Sendo fruto de famílias longevas, com alimentação mediterrânea e hábitos saudáveis, bem como valorizadores do trabalho e da ação, norteados pela ética, alegria, solidariedade e responsabilidade, creio que não tenho muita escolha senão lidar bem com os anos somados... Quando adolescente, ajudei minha mãe a cuidar de meus avós e agora cuido dela e de meu tio, com 84 e 96 anos respectivamente, o que é um privilégio. Não é fácil ver nossos heróis perdendo a majestade e lidar com seu crepúsculo é muito difícil, porém também fortalece. A maioria de meus amigos não têm os dois pais vivos como eu. Ao lidar com aqueles seres que ampararam e protegeram, necessitando agora de cuidado e orientação, numa inversão da ordem lógica da vida, percebo surgirem sentimentos completamente impensados até então... A idade traz passos mais lentos, menos flexibilidade e agilidade, dificuldades de organização do tempo, falhas de memória, uma incapacidade crescente em muitos aspectos e isso põe em xeque um modelo internamente criado de relação. Vou dar um exemplo prático: é comum pessoas mais velhas derrubarem comida fora do prato, coisa que até tolerávamos nos nossos filhos; mas é muito difícil de aceitar quando acontece com os que nos precederam. O primeiro impulso é corrigir, limpar, até repreender. Então acende dentro do coração uma luz pedindo paciência e compreensão, acolhimento. Sim, porque o que menos eles têm em seus “déficits” é acolhimento, como se fosse um crime deixar de ser completamente eficiente... E na medida em que consegui encontrar dentro de mim tolerância para esses “pequenos deslizes”, observei que estava me tornando uma pessoa também mais complacente e amorosa comigo mesma.

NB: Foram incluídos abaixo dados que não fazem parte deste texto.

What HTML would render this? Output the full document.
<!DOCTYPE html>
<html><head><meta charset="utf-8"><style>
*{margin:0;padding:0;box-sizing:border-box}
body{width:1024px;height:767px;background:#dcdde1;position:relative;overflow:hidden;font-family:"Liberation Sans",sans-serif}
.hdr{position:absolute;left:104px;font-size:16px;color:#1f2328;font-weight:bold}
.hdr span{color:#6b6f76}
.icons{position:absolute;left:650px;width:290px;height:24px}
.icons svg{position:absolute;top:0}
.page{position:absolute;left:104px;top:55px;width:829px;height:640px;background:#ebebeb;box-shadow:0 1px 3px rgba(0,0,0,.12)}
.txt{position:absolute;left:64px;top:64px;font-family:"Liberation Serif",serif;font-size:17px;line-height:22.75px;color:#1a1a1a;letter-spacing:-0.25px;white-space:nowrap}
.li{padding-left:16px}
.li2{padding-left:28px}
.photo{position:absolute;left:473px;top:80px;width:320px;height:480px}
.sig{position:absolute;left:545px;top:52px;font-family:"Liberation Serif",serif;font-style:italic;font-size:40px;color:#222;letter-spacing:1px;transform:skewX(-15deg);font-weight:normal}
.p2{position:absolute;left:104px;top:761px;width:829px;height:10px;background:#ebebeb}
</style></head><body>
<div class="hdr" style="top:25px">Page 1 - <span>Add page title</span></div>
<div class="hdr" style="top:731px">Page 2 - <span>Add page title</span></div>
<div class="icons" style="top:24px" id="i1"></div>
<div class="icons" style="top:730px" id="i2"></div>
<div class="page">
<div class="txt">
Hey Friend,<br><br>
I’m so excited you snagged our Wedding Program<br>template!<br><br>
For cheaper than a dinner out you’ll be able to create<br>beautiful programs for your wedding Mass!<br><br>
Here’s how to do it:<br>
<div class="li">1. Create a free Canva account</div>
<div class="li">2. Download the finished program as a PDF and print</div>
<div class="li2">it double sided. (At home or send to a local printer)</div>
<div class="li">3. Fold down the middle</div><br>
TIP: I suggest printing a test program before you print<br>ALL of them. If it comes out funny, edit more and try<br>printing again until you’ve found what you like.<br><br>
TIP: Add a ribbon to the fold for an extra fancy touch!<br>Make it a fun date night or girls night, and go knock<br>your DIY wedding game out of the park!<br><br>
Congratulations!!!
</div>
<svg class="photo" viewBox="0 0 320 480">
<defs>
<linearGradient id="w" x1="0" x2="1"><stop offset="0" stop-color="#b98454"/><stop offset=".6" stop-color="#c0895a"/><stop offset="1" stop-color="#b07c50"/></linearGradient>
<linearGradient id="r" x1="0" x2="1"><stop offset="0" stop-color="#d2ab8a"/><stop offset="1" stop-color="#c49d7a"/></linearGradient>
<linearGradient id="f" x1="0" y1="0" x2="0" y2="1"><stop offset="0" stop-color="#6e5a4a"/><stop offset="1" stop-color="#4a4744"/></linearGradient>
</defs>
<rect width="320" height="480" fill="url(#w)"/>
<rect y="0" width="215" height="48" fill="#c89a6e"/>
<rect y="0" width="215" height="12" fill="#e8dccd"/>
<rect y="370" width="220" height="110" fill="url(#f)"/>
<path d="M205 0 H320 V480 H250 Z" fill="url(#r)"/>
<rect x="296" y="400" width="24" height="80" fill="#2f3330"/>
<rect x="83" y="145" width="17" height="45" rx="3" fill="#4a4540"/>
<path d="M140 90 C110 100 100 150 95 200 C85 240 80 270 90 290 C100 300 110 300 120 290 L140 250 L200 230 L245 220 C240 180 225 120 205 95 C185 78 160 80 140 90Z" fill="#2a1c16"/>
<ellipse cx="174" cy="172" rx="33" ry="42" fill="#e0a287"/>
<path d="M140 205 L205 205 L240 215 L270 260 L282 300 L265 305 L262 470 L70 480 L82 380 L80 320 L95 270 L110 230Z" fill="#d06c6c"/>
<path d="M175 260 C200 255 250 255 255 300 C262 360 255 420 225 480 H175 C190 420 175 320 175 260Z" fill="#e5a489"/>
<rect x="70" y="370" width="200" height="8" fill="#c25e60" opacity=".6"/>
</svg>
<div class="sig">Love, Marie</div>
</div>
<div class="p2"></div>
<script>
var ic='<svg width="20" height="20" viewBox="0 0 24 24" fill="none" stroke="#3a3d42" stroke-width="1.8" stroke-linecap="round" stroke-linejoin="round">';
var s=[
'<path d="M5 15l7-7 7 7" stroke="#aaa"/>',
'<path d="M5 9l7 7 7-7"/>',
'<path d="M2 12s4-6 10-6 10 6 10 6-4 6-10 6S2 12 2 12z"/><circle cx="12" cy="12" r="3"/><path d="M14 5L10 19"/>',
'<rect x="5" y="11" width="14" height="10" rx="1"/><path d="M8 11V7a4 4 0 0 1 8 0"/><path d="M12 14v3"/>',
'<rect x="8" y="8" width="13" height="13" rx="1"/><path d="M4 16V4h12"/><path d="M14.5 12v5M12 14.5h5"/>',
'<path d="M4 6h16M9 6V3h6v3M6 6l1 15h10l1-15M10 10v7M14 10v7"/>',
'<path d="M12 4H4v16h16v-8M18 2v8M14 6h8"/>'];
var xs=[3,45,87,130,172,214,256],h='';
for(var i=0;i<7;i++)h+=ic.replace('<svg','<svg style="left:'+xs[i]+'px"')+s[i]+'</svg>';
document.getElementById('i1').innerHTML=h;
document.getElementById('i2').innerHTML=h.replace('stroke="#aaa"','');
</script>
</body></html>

Enquanto psicóloga, leio muitos artigos sobre os fenômenos humanos, e me chama a atenção uma grande quantidade de publicações sobre os idosos órfãos de filhos vivos. Terceirizar o cuidado com nossos velhos é quase uma regra. Sim, é muito trabalhoso e custoso, mas talvez o estímulo para esse abandono, seja o fracasso do homem moderno em lidar com o seu próprio declínio e finitude. Desde que começamos a nos impor sobre a Natureza, fomos desenvolvendo também uma arrogância, ou “Hybris”, como chamavam os gregos, além da ilusão de que podemos praticamente tudo. Com a Era Digital então, conseguimos criar todo tipo de subterfúgio para minimizar e afastar o envelhecimento. Assim, fomos nos distanciando também de nossa humanidade. E quando desprezamos então nossas raízes, o resultado é a explosão de todo tipo de desequilíbrio, afinal sem bases nada se sustenta.

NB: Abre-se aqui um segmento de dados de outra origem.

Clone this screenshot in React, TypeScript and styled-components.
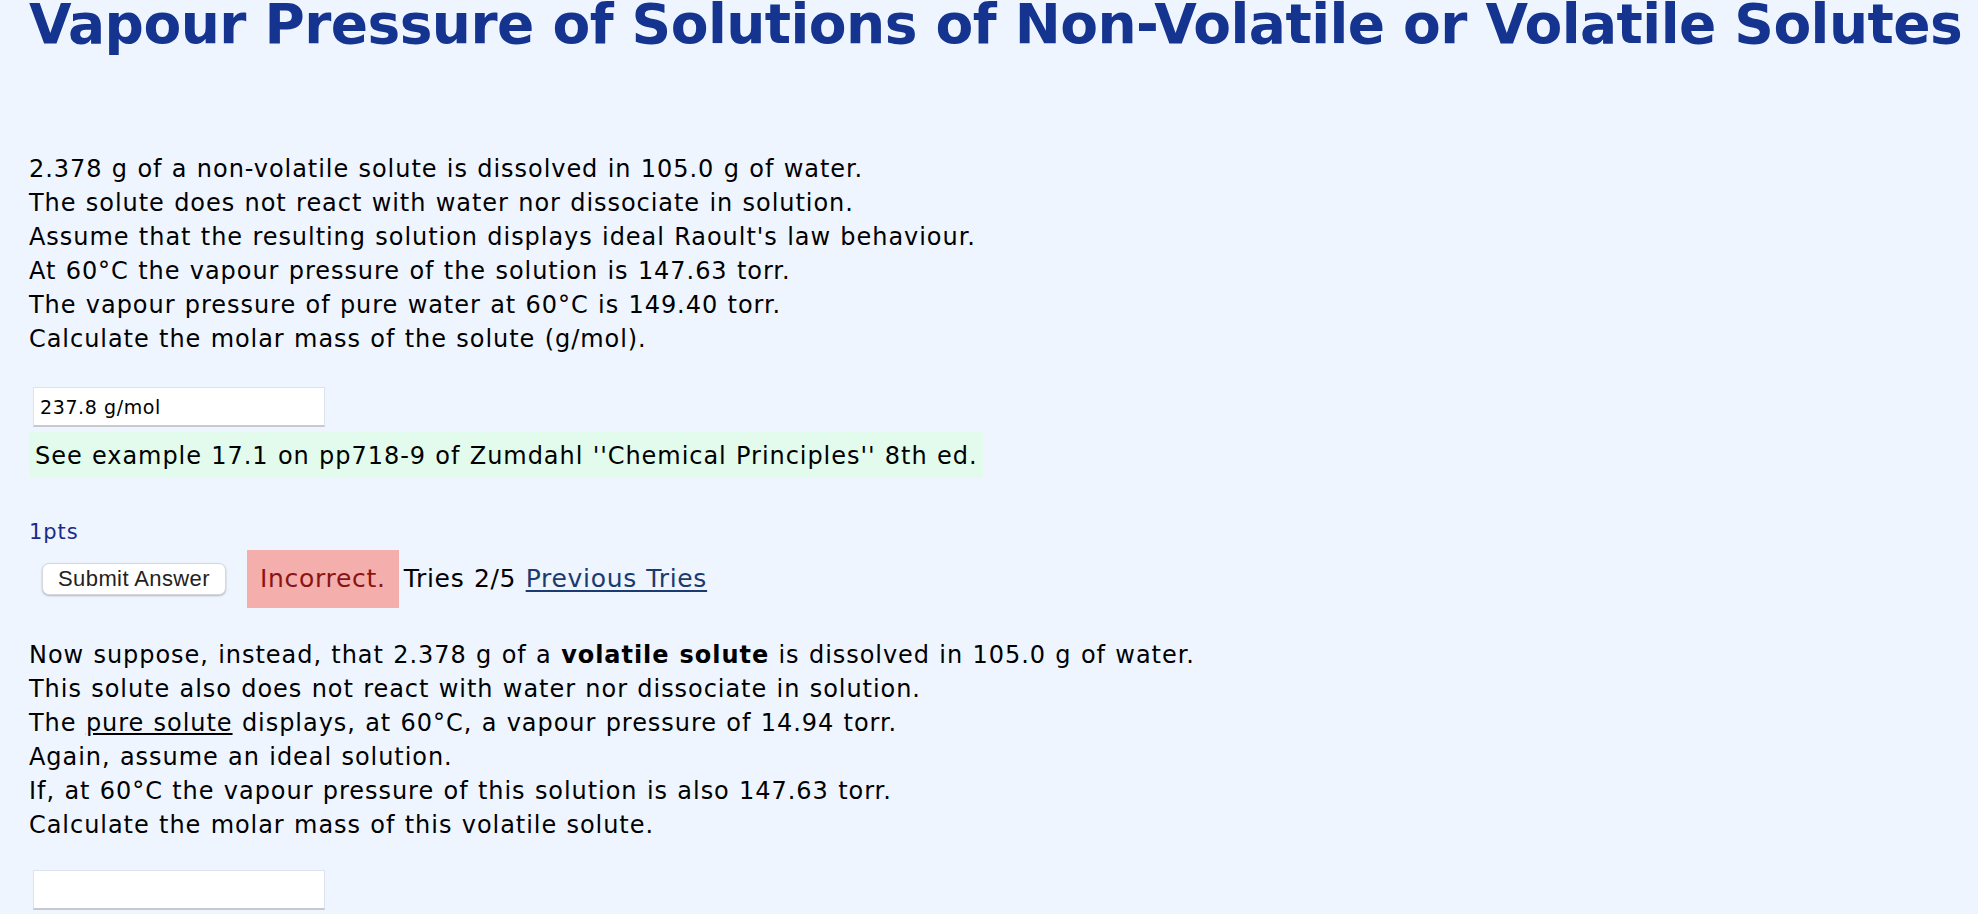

Nas sociedades orientais e ameríndias, o idoso tem um papel de destaque, justamente pelo seu acúmulo de conhecimento e vivências, gerando sua sabedoria ímpar, onde ponderação, sensatez, cautela e profundidade, são características valorizadas. Eles são a Voz capaz de contar a saga da comunidade, mantendo vivas as tradições e ensinando sobre os valores desenvolvidos, desvendando os laços da teia que sustenta o Bem comum. No entanto, os consultórios estão lotados de pessoas buscando se encontrar e compreender, sendo que mal conhecem suas histórias pessoais, e pouca intimidade têm com seus ascendentes e pares. Praticantes de frenéticas comparações com a explosão de perfis fakes nas redes, onde só existe o lado iluminado e feliz, onde todo mundo é top, “família de margarina”, como poderão encontrar o bem estar, se a busca é sempre para fora de si? Autômatos, para suportar o viver se dopam com todo tipo de droga, dependendo do momento. Ora estimulantes, ora calmantes, sempre para longe da insuportável humanidade que lembra a maldita finitude. Não é à toa que a morte continua sendo um tabu, e os velhos, a mais concreta lembrança de que todos nós, se quisermos estar por aqui, também chegaremos lá.

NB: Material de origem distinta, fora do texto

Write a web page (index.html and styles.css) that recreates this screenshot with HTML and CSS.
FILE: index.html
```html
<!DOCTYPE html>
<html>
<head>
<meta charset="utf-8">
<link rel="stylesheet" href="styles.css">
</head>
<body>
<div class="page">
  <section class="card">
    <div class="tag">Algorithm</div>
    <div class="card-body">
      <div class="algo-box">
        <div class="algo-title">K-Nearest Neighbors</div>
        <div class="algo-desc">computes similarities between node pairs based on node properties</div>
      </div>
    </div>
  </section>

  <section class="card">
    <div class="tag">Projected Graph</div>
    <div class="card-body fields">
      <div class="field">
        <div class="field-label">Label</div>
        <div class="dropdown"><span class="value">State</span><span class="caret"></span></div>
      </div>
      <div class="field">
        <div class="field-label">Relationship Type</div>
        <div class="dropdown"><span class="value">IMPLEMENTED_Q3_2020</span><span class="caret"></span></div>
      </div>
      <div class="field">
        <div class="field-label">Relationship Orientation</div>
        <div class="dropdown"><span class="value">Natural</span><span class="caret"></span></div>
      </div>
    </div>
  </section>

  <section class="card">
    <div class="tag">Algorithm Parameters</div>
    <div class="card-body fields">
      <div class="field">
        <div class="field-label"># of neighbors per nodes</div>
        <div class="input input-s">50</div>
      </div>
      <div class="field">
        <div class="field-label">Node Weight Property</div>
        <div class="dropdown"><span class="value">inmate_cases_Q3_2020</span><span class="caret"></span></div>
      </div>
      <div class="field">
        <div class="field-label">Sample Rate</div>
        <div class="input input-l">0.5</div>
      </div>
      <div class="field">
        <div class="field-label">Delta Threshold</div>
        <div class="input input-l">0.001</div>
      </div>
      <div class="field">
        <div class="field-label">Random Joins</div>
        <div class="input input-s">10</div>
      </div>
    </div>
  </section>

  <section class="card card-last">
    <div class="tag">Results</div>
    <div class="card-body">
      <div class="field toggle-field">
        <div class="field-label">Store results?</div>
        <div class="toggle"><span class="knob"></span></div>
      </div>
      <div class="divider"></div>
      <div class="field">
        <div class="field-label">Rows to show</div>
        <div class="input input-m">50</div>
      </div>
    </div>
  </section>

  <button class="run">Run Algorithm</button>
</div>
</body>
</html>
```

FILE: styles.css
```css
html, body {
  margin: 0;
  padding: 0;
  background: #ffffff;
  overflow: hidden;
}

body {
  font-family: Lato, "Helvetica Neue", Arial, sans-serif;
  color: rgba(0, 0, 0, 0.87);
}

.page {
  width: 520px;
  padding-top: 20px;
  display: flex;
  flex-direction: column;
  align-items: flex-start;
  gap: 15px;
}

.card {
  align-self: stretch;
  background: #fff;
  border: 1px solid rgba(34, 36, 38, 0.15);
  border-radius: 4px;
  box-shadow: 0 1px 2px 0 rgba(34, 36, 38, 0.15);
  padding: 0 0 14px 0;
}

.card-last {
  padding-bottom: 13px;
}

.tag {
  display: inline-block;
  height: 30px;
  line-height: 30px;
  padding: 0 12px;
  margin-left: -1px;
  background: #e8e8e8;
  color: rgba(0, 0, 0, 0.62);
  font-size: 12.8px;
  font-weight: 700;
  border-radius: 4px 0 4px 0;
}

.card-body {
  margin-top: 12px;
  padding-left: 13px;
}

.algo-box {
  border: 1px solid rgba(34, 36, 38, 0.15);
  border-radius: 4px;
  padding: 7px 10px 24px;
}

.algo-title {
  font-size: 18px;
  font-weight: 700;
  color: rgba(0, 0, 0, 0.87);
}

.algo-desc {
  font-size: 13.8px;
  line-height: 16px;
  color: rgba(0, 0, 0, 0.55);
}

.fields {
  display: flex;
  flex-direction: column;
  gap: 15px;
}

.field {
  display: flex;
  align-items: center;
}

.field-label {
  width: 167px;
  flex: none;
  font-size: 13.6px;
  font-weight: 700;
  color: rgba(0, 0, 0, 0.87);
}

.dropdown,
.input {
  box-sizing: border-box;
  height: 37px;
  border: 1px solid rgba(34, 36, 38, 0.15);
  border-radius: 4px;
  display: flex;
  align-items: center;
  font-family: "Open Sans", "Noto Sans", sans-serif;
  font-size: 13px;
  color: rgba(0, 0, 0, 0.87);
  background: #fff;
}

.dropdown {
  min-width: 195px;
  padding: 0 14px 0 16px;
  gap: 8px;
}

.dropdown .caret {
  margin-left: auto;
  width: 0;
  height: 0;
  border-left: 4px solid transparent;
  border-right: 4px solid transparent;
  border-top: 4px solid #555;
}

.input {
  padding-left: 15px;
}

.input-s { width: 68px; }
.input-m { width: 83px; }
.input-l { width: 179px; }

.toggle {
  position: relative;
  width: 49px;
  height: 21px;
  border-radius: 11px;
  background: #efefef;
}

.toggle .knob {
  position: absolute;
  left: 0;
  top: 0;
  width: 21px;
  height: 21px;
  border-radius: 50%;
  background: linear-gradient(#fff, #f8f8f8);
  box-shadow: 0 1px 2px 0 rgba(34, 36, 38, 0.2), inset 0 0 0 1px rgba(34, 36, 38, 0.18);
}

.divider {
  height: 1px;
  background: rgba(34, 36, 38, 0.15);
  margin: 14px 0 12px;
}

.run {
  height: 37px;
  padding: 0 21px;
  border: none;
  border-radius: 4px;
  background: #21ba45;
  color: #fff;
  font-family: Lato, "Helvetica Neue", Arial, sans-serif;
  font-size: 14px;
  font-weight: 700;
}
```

Mas nem tudo está perdido... Vejo também brotarem antes timidamente e agora mais intensamente, iniciativas de resgate de tudo o que é ancestral: encontros para bordados, contação de histórias, retomada de receitas de remédios caseiros, banhos de ervas, benzimentos... Há também um movimento global de revigoramento dos brinquedos tradicionais, pois as crianças obrigadas a lidar só com botões e objetos que fazem tudo, estavam adoecendo... Quem nunca se encantou com cantigas de roda, se desenvolveu com parlendas, se divertiu com as brincadeiras inventadas? Precisamos observar onde e como tudo isso acabou e urgentemente mudar a direção. Com certeza, o universo da ancestralidade nos servirá de guia e farol!